Sbagliano coloro che, indifferentemente, sovrappongono Milano a Orvieto. Se si considerano le più cruciali issues – politica estera, politica costituzionale, politica economica – grandi sono le distanze tra liberal(i) e cattolici democratici.
Due contestuali iniziative politiche fissate per il 18 gennaio prossimo rispettivamente promosse da ex Popolari (a Milano) e liberal per lo più ex Ds (a Orvieto) hanno dato la stura a una discussione che, in vario modo, concerne la dinamica interna al major party del centrosinistra, perno di un’alternativa alla destra al potere. Merita seguirlo.
Le chiavi di lettura
Semplificando, si possono dare tre chiavi di lettura delle due iniziative, che non di necessità si escludono tra loro. Quella offerta da Renzi: «L’inaugurazione di giochini mirati a fare fuori Schlein», lettura palesemente forzata e malevola di chi non è riuscito nell’impresa che si propose all’atto della sua rottura con il Pd.
Una seconda, francamente pigra, superficiale e interessata (wishful thinking) in capo a opinionisti legati all’establishment che, inclini al pregiudizio se non all’ostilità per tutto ciò che evoca la sinistra, accumunano indistintamente le due iniziative sotto la voce di un centrismo moderato ostile alla linea e alla leadership del Pd.
Una terza, infine, più benevola e positiva, che legge la cosa come sintomo di una vivacità interna a un partito che, pur con tutti i suoi limiti, più di altri si configura come partito, cioè come soggetto collettivo nel quale si discute e che non si risolve in una leadership personale.
Un segnale (quasi) positivo per Schlein
Ripeto: i tre approcci non si escludono e tuttavia mi piace privilegiare la terza lettura. Onde evitare tuttavia una certa confusione, penso sia utile fissare tre punti. Il primo: i liberal di Libertà Eguale sono oggettivamente i più distanti dalla linea oggi incarnata da Schlein e tuttavia non sono permeabili alla tentazione di occhieggiare a un centro moderato e autonomo fuori dal Pd.
Non a caso, essi, pur a suo tempo schieratissimi sulla linea Renzi segretario Pd, non lo seguirono nella sua scissione. Per visione e per cultura, essi si ispirano a una democrazia maggioritaria e governante, al bipolarismo, a una concezione del sistema politico imperniata su grandi partiti plurali e dunque sulla programmatica cooperazione tra laici e cattolici.
Una visione che coerentemente, in tema di leadership dell’intero campo progressista, li conduce a optare per Schlein, pur da loro così diversa, in quanto alla testa del major party.

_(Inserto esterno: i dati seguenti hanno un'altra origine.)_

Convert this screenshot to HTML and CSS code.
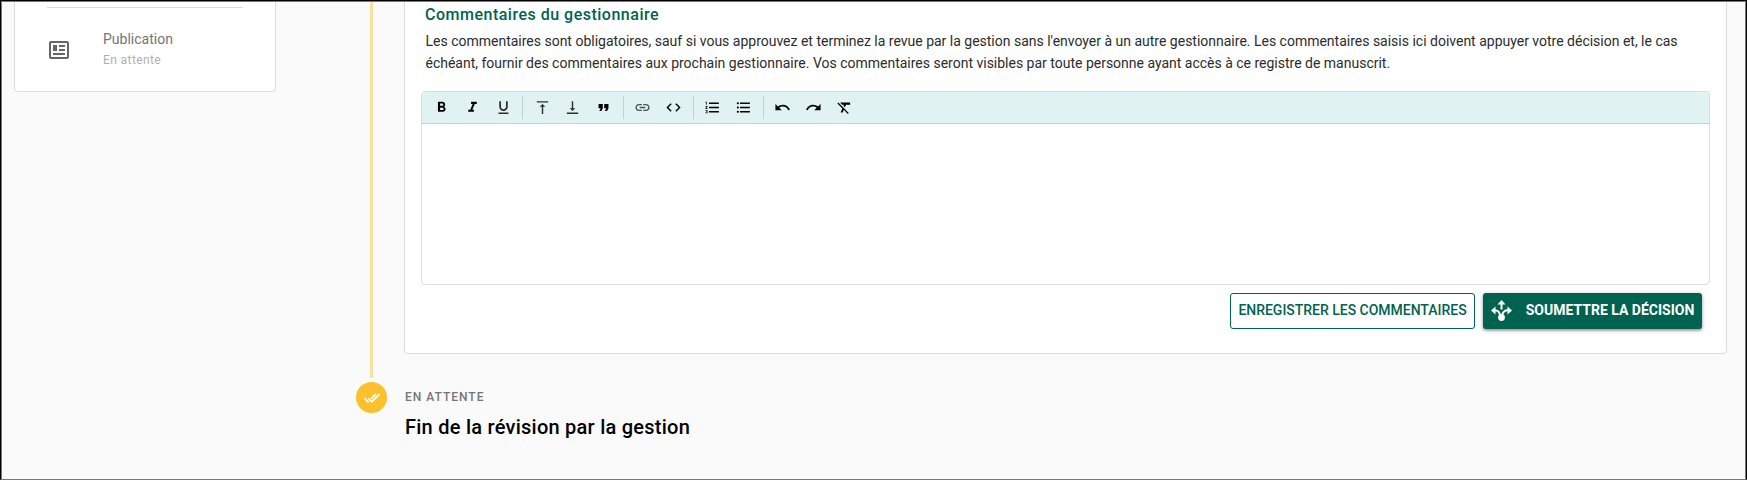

Secondo: sbagliano coloro che, indifferentemente, sovrappongono Milano a Orvieto. Se si considerano le più cruciali issues – politica estera, politica costituzionale, politica economica – grandi sono le distanze tra liberal(i) e cattolici democratici. Questi ultimi inclini a un atlantismo più temperato, a un modello istituzionale più proporzionale e rappresentativo, nonché critici verso un impianto liberale-liberista.

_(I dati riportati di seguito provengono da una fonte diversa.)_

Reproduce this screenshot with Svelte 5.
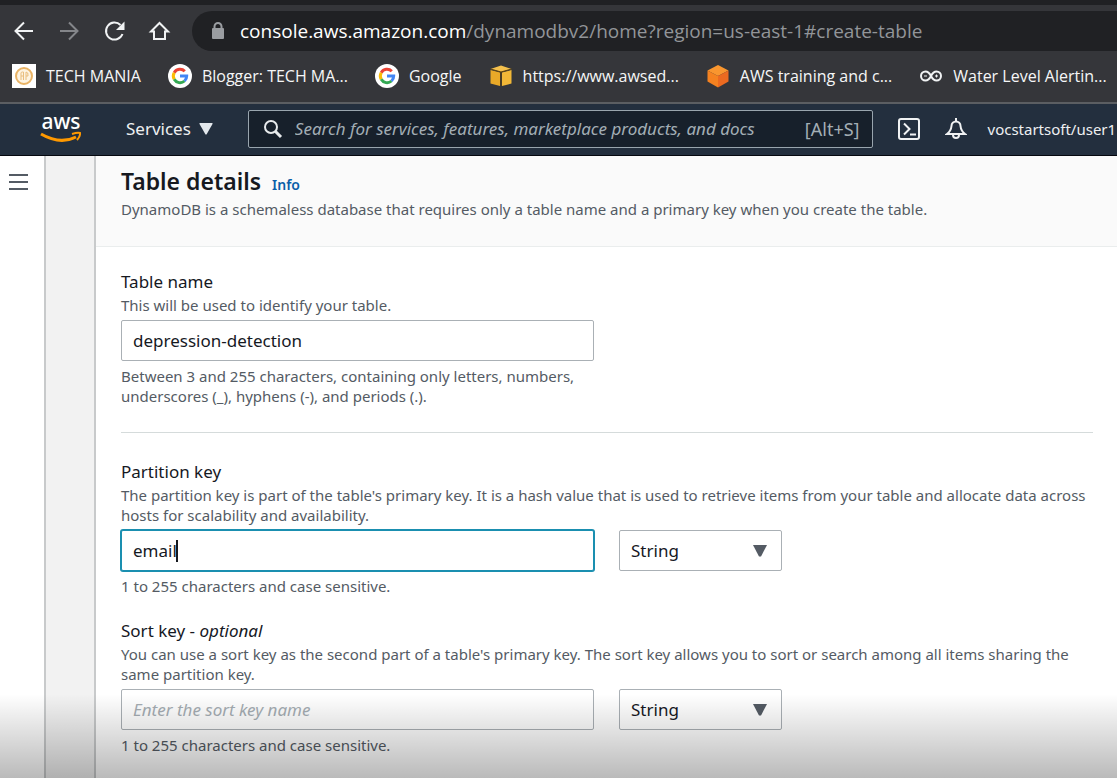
<script lang="ts">
  let tableName = "depression-detection";
  let partitionKey = "email";
  let sortKey = "";
  let partitionType = "String";
  let sortType = "String";

  const types = ["String", "Number", "Binary"];

  const bookmarks = [
    { icon: "coin", label: "TECH MANIA" },
    { icon: "google", label: "Blogger: TECH MA..." },
    { icon: "google", label: "Google" },
    { icon: "box", label: "https://www.awsed..." },
    { icon: "cube", label: "AWS training and c..." },
    { icon: "loop", label: "Water Level Alertin..." },
  ];
</script>

<div class="window">
  <div class="browser">
    <div class="toolbar">
      <button aria-label="Back">
        <svg width="24" height="24" viewBox="0 0 24 24"><path d="M21 12H4M12 3.500L3.500 12l8.500 8.500" /></svg>
      </button>
      <button class="off" aria-label="Forward">
        <svg width="24" height="24" viewBox="0 0 24 24"><path d="M3 12h17M12 3.500l8.500 8.500-8.500 8.500" /></svg>
      </button>
      <button aria-label="Reload">
        <svg width="24" height="24" viewBox="0 0 24 24">
          <path d="M20.500 15a8.500 8.500 0 1 1-2-9" />
          <path class="solid" d="M22.500 2.500v8.500H14z" />
        </svg>
      </button>
      <button aria-label="Home">
        <svg width="24" height="24" viewBox="0 0 24 24"><path d="M4 12.500h3V20h11v-7.500h3L12.500 4z" /></svg>
      </button>
      <div class="address">
        <svg width="18" height="20" viewBox="0 0 18 20">
          <rect x="3" y="7" width="12" height="11" rx="1" fill="#9a9da1" />
          <path d="M5.500 8V5.500a3.500 3.500 0 0 1 7 0V8" fill="none" stroke="#9a9da1" stroke-width="2" />
        </svg>
        <span><b>console.aws.amazon.com</b>/dynamodbv2/home?region=us-east-1#create-table</span>
      </div>
    </div>

    <nav class="bookmarks">
      {#each bookmarks as bookmark}
        <a href="#top">
          <svg width="24" height="24" viewBox="0 0 24 24">
            {#if bookmark.icon === "coin"}
              <rect width="24" height="24" fill="#fff" />
              <circle cx="12" cy="12" r="8" fill="#fdf3e1" stroke="#e9b365" stroke-width="2" />
              <path d="M9 16V9q0-1 1.500-1h1v8M9 12h2.500M14 16V8q2.500 0 2 4h-2" fill="none" stroke="#e9bd7d" />
            {:else if bookmark.icon === "google"}
              <circle cx="12" cy="12" r="12" fill="#fff" />
              <g fill="none" stroke-width="3">
                <path d="M6.200 8.700A6.700 6.700 0 0 1 16.800 7.300" stroke="#ea4335" />
                <path d="M6.200 15.300a6.700 6.700 0 0 1 0-6.600" stroke="#fbbc05" />
                <path d="M16.500 17a6.700 6.700 0 0 1-10.300-1.700" stroke="#34a853" />
                <path d="M12 12h6.700a6.700 6.700 0 0 1-2.200 5" stroke="#4285f4" />
              </g>
            {:else if bookmark.icon === "box"}
              <path d="M1.500 5L12 1.500 22.500 5 12 8z" fill="#f4c04d" />
              <path d="M1.500 6L11 8.500V22l-9.500-2.500z" fill="#e9a928" />
              <path d="M22.500 6L13 8.500V22l9.500-2.500z" fill="#f2b837" />
              <path d="M1.500 5L12 8l10.500-3M12 8v14" fill="none" stroke="#5d430f" />
            {:else if bookmark.icon === "cube"}
              <path d="M12 1l10.500 5.500L12 12 1.500 6.500z" fill="#f9962f" />
              <path d="M1.500 6.500L12 12v11.500l-10.500-6z" fill="#f58220" />
              <path d="M22.500 6.500L12 12v11.500l10.500-6z" fill="#ec6a20" />
            {:else}
              <path
                d="M12 12c-1.500-3-3-4.500-5.500-4.500a4.500 4.500 0 0 0 0 9c2.500 0 4-1.500 5.500-4.500s3-4.500 5.500-4.500a4.500 4.500 0 0 1 0 9c-2.500 0-4-1.500-5.500-4.500z"
                fill="none"
                stroke="#f1f3f4"
                stroke-width="2"
              />
              <path d="M5 12h3M16 12h3M17.500 10.500v3" stroke="#f1f3f4" />
            {/if}
          </svg>
          {bookmark.label}
        </a>
      {/each}
    </nav>
  </div>

  <header>
    <a class="logo" href="#top" aria-label="AWS home">
      <svg width="42" height="44" viewBox="0 0 42 44">
        <text x="21" y="22" text-anchor="middle">aws</text>
        <path d="M1 27q19 11 35 3" fill="none" stroke="#f90" stroke-width="3" />
        <path d="M32 27q6-2 8-1 .5 3-3 7" fill="none" stroke="#f90" stroke-width="2" />
      </svg>
    </a>
    <button class="services">
      Services
      <svg width="14" height="12" viewBox="0 0 14 12"><path d="M1 0h12q1 0 .5 1L7.500 11.500h-1L.5 1Q0 0 1 0z" fill="#e3e8ec" /></svg>
    </button>
    <label class="search">
      <svg width="20" height="20" viewBox="0 0 20 20">
        <circle cx="8" cy="8" r="6" fill="none" stroke="#e8ebed" stroke-width="2" />
        <path d="M12.500 12.500l5.500 5.500" stroke="#e8ebed" stroke-width="3" />
      </svg>
      <input type="search" aria-label="Search" placeholder="Search for services, features, marketplace products, and docs" />
      <kbd>[Alt+S]</kbd>
    </label>
    <button class="tool" aria-label="CloudShell">
      <svg width="22" height="22" viewBox="0 0 22 22" fill="none" stroke="#f0f2f3" stroke-width="2">
        <rect x="1" y="1" width="20" height="20" rx="2" />
        <path d="M6 5.500l5.500 5.500L6 16.500M12 16.500h6" />
      </svg>
    </button>
    <button class="tool" aria-label="Notifications">
      <svg width="22" height="22" viewBox="0 0 22 22" fill="none" stroke="#f0f2f3" stroke-width="2">
        <path d="M2 16q4-3 4.500-8a4.500 4.500 0 0 1 9 0q.5 5 4.500 8zM11 0v4" />
        <path d="M8 17a3 3 0 0 0 6 0" />
      </svg>
    </button>
    <a class="user" href="#top">vocstartsoft/user1</a>
  </header>

  <div class="page">
    <aside>
      <button aria-label="Open navigation">
        <svg width="20" height="18" viewBox="0 0 20 18"><path d="M1 2h19M1 9h19M1 16h19" stroke="#545b64" stroke-width="2" /></svg>
      </button>
    </aside>
    <main>
      <div class="heading">
        <h2>Table details <a href="#top">Info</a></h2>
        <p>DynamoDB is a schemaless database that requires only a table name and a primary key when you create the table.</p>
      </div>

      <div class="content">
        <section>
          <label for="table-name">Table name</label>
          <p>This will be used to identify your table.</p>
          <div class="fields">
            <input id="table-name" type="text" bind:value={tableName} />
          </div>
          <p class="hint">Between 3 and 255 characters, containing only letters, numbers, underscores (_), hyphens (-), and periods (.).</p>
        </section>

        <hr />

        <section>
          <label for="partition-key">Partition key</label>
          <p>
            The partition key is part of the table's primary key. It is a hash value that is used to retrieve items from your table and
            allocate data across hosts for scalability and availability.
          </p>
          <div class="fields">
            <div class="active">
              <input id="partition-key" type="text" bind:value={partitionKey} />
              <span class="caret"></span>
            </div>
            <div class="select">
              <select aria-label="Partition key type" bind:value={partitionType}>
                {#each types as type}<option>{type}</option>{/each}
              </select>
              <svg width="14" height="12" viewBox="0 0 14 12"><path d="M0 0h14L8 11.500H6z" /></svg>
            </div>
          </div>
          <p class="hint">1 to 255 characters and case sensitive.</p>
        </section>

        <section class="sort">
          <label for="sort-key">Sort key - <i>optional</i></label>
          <p>
            You can use a sort key as the second part of a table's primary key. The sort key allows you to sort or search among all items
            sharing the same partition key.
          </p>
          <div class="fields">
            <input id="sort-key" type="text" placeholder="Enter the sort key name" bind:value={sortKey} />
            <div class="select">
              <select aria-label="Sort key type" bind:value={sortType}>
                {#each types as type}<option>{type}</option>{/each}
              </select>
              <svg width="14" height="12" viewBox="0 0 14 12"><path d="M0 0h14L8 11.500H6z" /></svg>
            </div>
          </div>
          <p class="hint">1 to 255 characters and case sensitive.</p>
        </section>
      </div>
    </main>
  </div>
  <div class="shade"></div>
</div>

<style>
  :global(body) {
    overflow: hidden;
  }
  .window {
    display: flex;
    flex-direction: column;
    position: relative;
    min-height: 100vh;
    overflow: hidden;
    font-family: "Noto Sans", sans-serif;
    color: #16191f;
  }
  .window * {
    box-sizing: border-box;
  }
  button {
    display: flex;
    align-items: center;
    padding: 0;
    border: none;
    background: none;
    font: inherit;
    color: inherit;
    cursor: pointer;
  }
  a {
    color: inherit;
    text-decoration: none;
  }
  svg {
    flex: none;
  }

  .browser {
    border-top: 5px solid #202124;
    border-bottom: 2px solid #5b5e62;
    background-color: #35363a;
    color: #f5f6f7;
    font-family: "Open Sans", sans-serif;
    white-space: nowrap;
  }
  .toolbar {
    display: flex;
    align-items: center;
    gap: 21px;
    padding: 6px 0 0 12px;
  }
  .toolbar button path {
    fill: none;
    stroke: #f1f3f4;
    stroke-width: 2;
  }
  .toolbar button .solid {
    fill: #f1f3f4;
    stroke: none;
  }
  .toolbar .off path {
    stroke: #84868a;
  }
  .address {
    display: flex;
    flex: 1;
    align-items: center;
    gap: 13px;
    height: 40px;
    padding-left: 17px;
    border-radius: 20px 0 0 20px;
    background-color: #202124;
    color: #929599;
    font-size: 19px;
  }
  .address b {
    color: #fff;
    font-weight: 400;
  }
  .bookmarks {
    display: flex;
    align-items: center;
    gap: 27px;
    height: 51px;
    padding: 0 0 2px 12px;
    font-size: 16px;
  }
  .bookmarks a {
    display: flex;
    flex: none;
    align-items: center;
    gap: 10px;
  }

  header {
    display: flex;
    align-items: center;
    height: 52px;
    padding: 0 0 2px 40px;
    border-bottom: 1px solid #05080f;
    background-color: #232f3e;
    color: #eef0f1;
    font-size: 17px;
    white-space: nowrap;
  }
  .logo {
    display: flex;
  }
  .logo text {
    fill: #fff;
    font-size: 21px;
    font-weight: 500;
  }
  .services {
    gap: 8px;
    margin: 0 35px 0 44px;
  }
  .search {
    display: flex;
    flex: none;
    align-items: center;
    gap: 12px;
    width: 58%;
    height: 38px;
    padding: 0 12px 0 14px;
    border: 1px solid #99a5ae;
    border-radius: 2px;
    background-color: #17202b;
  }
  .search input {
    flex: 1;
    min-width: 0;
    padding: 0;
    border: none;
    outline: none;
    background: none;
    color: #fff;
    font: inherit;
  }
  .search input::placeholder {
    color: #a3aeb5;
    font-style: italic;
  }
  kbd {
    color: #a3aeb5;
    font: inherit;
    font-size: 18px;
  }
  .tool {
    margin-left: 25px;
  }
  .user {
    margin-left: 21px;
    font-size: 15px;
  }

  .page {
    display: flex;
    flex: 1;
  }
  aside {
    flex: none;
    width: 46px;
    padding: 17px 8px;
    border-right: 2px solid #c8cacb;
    background-color: #fff;
  }
  main {
    flex: 1;
    min-width: 0;
    margin-left: 48px;
    border-left: 2px solid #c8cacb;
    background-color: #fff;
    box-shadow: -48px 0 0 #f2f2f2;
  }
  .heading {
    padding: 11px 24px 27px 25px;
    border-bottom: 1px solid #eaeded;
    background-color: #fafafa;
  }
  h2 {
    margin: 0;
    font-size: 23px;
    font-weight: 600;
    line-height: 29px;
  }
  h2 a {
    margin-left: 5px;
    color: #0a5fa8;
    font-size: 14px;
  }
  p {
    margin: 0;
    color: #545b64;
    font-size: 15px;
    line-height: 20px;
  }
  .content {
    padding: 22px 24px 20px 25px;
  }
  label {
    display: block;
    font-size: 17px;
    line-height: 26px;
  }
  .fields {
    display: flex;
    gap: 25px;
    margin: 5px 0;
  }
  .fields input {
    width: 100%;
    height: 41px;
    padding: 0 11px;
    border: 1px solid #aab0b5;
    border-radius: 2px;
    outline: none;
    background-color: #fff;
    color: #16191f;
    font: inherit;
    font-size: 17px;
  }
  .fields > input,
  .active {
    flex: none;
    width: 49%;
    max-width: 473px;
  }
  .fields input::placeholder {
    color: #a5adb3;
    font-style: italic;
  }
  .active {
    position: relative;
  }
  .active input {
    border-color: #1a8fb0;
    box-shadow: 0 0 0 1px #1a8fb0;
  }
  .caret {
    position: absolute;
    top: 10px;
    left: 55px;
    width: 2px;
    height: 22px;
    background-color: #16191f;
  }
  .select {
    position: relative;
    width: 163px;
  }
  select {
    width: 100%;
    height: 41px;
    padding: 0 11px;
    border: 1px solid #aab0b5;
    border-radius: 2px;
    appearance: none;
    background-color: #fff;
    color: #16191f;
    font: inherit;
    font-size: 17px;
  }
  .select svg {
    position: absolute;
    top: 15px;
    right: 15px;
    fill: #545b64;
    pointer-events: none;
  }
  .hint {
    max-width: 480px;
  }
  hr {
    margin: 26px 0;
    border: none;
    border-top: 1px solid #d5dbdb;
  }
  .sort {
    margin-top: 22px;
  }
  .shade {
    position: absolute;
    right: 0;
    bottom: 0;
    left: 0;
    height: 84px;
    background: linear-gradient(transparent, rgba(0, 0, 0, 0.27));
    pointer-events: none;
  }
</style>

Un dettaglio: significativa anche una idea positiva del fisco, quasi alla Padoa Schioppa, quale perno del patto sociale cui esemplarmente ha dato voce Ernesto Ruffini (tra i protagonisti a Milano) con le sue polemiche dimissioni e che difficilmente sposerebbe il dogma, il mantra ideologico della riduzione fiscale indiscriminata. Più di un dettaglio invece è l’ispirazione, per i cattolici democratici, del magistero di Francesco su pace, guerra, economia, migrazione. Non agevolmente compatibile con un moderatismo veterodemocristiano.

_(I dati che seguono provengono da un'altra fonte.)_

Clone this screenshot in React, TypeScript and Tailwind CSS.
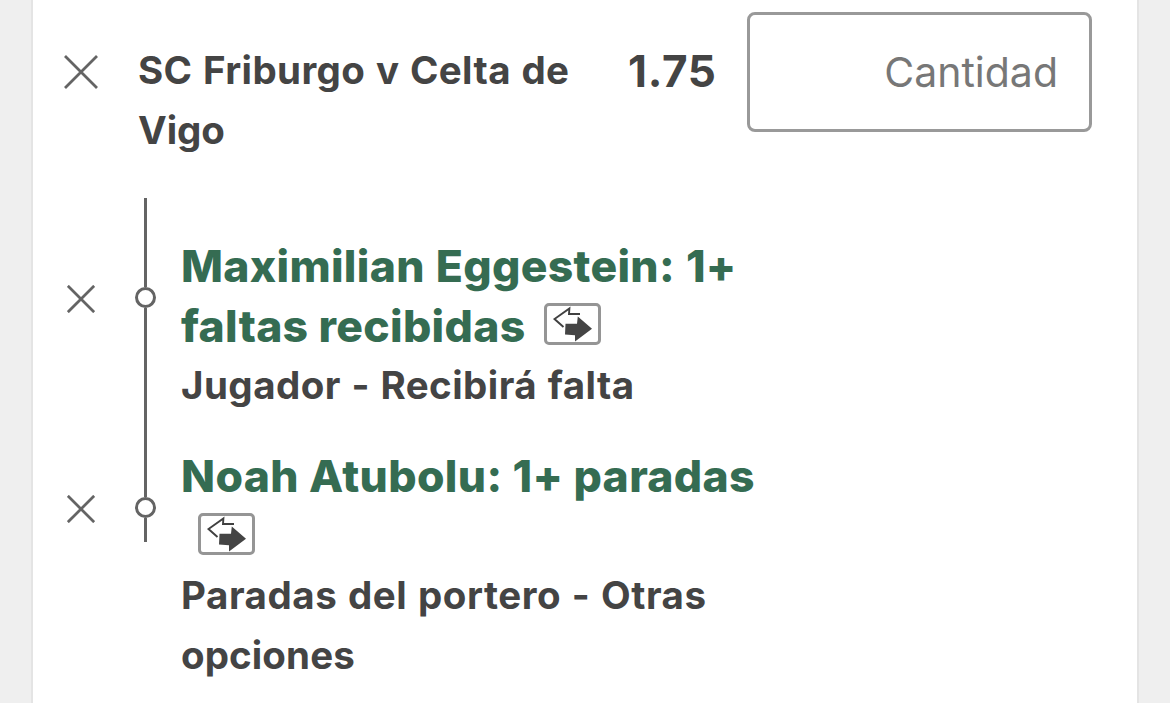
const CloseIcon = ({ size }: { size: number }) => (
  <svg width={size} height={size} viewBox="0 0 34 34" fill="none" stroke="#646464" strokeWidth={(2.8 * 34) / size}>
    <path d="M1 1L33 33M33 1L1 33" />
  </svg>
);

const SwapBadge = () => (
  <span className="mb-1 inline-flex h-[42px] w-[57px] rounded-[5px] border-3 border-[#959595]">
    <svg width="51" height="36" viewBox="3 3 51 36">
      <path d="M19.5 24L10.5 16L25.4 5.5L25 11H36" fill="none" stroke="#404040" strokeWidth="1.9" />
      <path d="M21.5 20.7H33L33.8 13.5L48 25.7L31 38.5V32.2L21 31.5Z" fill="#444444" />
    </svg>
  </span>
);

const Dot = () => (
  <span className="h-[21px] w-[21px] rounded-full border-3 border-[#646464] bg-white" />
);

const App = () => {
  return (
    <div className="h-[703px] w-[1170px] overflow-hidden bg-[#efefef] px-[31px] font-['Inter',sans-serif] text-[#444444] [font-feature-settings:'calt'_0]">
      <div className="h-full border-x-2 border-[#e4e4e4] bg-white">
        <div className="flex h-[198px] pt-3">
          <div className="w-[106px] pl-[31px] pt-[43px]">
            <CloseIcon size={34} />
          </div>
          <h2 className="-ml-px w-[490px] pt-[28px] text-[38.5px] font-bold leading-[60px] tracking-[0.4px] [word-spacing:1px]">
            SC Friburgo v Celta de
            <br />
            <span className="tracking-[-0.1px]">Vigo</span>
          </h2>
          <div className="w-[119px] pt-[29px] text-[44px] font-bold leading-[60px] tracking-[0.7px]">1.75</div>
          <input
            placeholder="Cantidad"
            className="h-[120px] w-[345px] rounded-[8px] border-3 border-[#999999] pr-[31px] text-right text-[41px] placeholder:text-[#777777]"
          />
        </div>
        <div className="flex">
          <div className="flex w-[102px] flex-col gap-[182px] pl-[34px] pt-[87px]">
            <CloseIcon size={28} />
            <CloseIcon size={28} />
          </div>
          <div className="flex h-[344px] w-[21px] flex-col items-center">
            <span className="h-[89px] w-[3px] bg-[#646464]" />
            <Dot />
            <span className="h-[189px] w-[3px] bg-[#646464]" />
            <Dot />
            <span className="h-[24px] w-[3px] bg-[#646464]" />
          </div>
          <div className="pl-[25px] pt-[38px] text-[38.5px] font-bold leading-[60px]">
            <h3 className="text-[44.5px] font-extrabold tracking-[0.3px] text-[#356c52] [word-spacing:1px]">
              Maximilian Eggestein: 1+
            </h3>
            <div className="flex h-[60px] items-center">
              <h3 className="w-[363px] text-[44.5px] font-extrabold tracking-[0.3px] text-[#356c52]">faltas recibidas</h3>
              <SwapBadge />
            </div>
            <p className="-mt-px tracking-[0.45px] [word-spacing:1px]">Jugador - Recibirá falta</p>
            <h3 className="mt-[31px] text-[44.5px] font-extrabold tracking-[0.35px] text-[#356c52]">
              Noah Atubolu: 1+ paradas
            </h3>
            <div className="flex h-[60px] items-center pl-[17px]">
              <SwapBadge />
            </div>
            <p className="-mt-px tracking-[0.55px] [word-spacing:1px]">
              Paradas del portero - Otras
              <br />
              <span className="tracking-[0.1px]">opciones</span>
            </p>
          </div>
        </div>
      </div>
    </div>
  );
};

export default App;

Terzo, infine: Prodi, che interverrà anch’egli a Milano, certo non può essere sospetto di nostalgie identitarie per un “partito cattolico”. Egli ideò e capeggiò l’Ulivo concepito sull’asse laici-cattolici; come “cattolico adulto” diede un dispiacere al suo ex amico cardinale Ruini sancendo la fine dell’unità politica del cattolici, con l’aggravante della convergenza con gli ex Pci; in dialettica con Berlusconi, incarnò la stagione della democrazia dell’alternanza imperniata su larghe coalizioni. Associare Prodi a operazioni regressive e velleitarie da nuova Dc in miniatura è del tutto fuori luogo.
Tre messe a punto che suggeriscono cautela rispetto a letture superficiali, che possono essere considerate in positivo persino rispetto a una leadership, quella di Schlein, rivelatasi meno precaria e fragile di quanto alcuni immaginassero e che dunque autorizza e stimola un fermento e un dibattito, in entrambi i casi, bon gre mal gre, non mirato a sostituirla.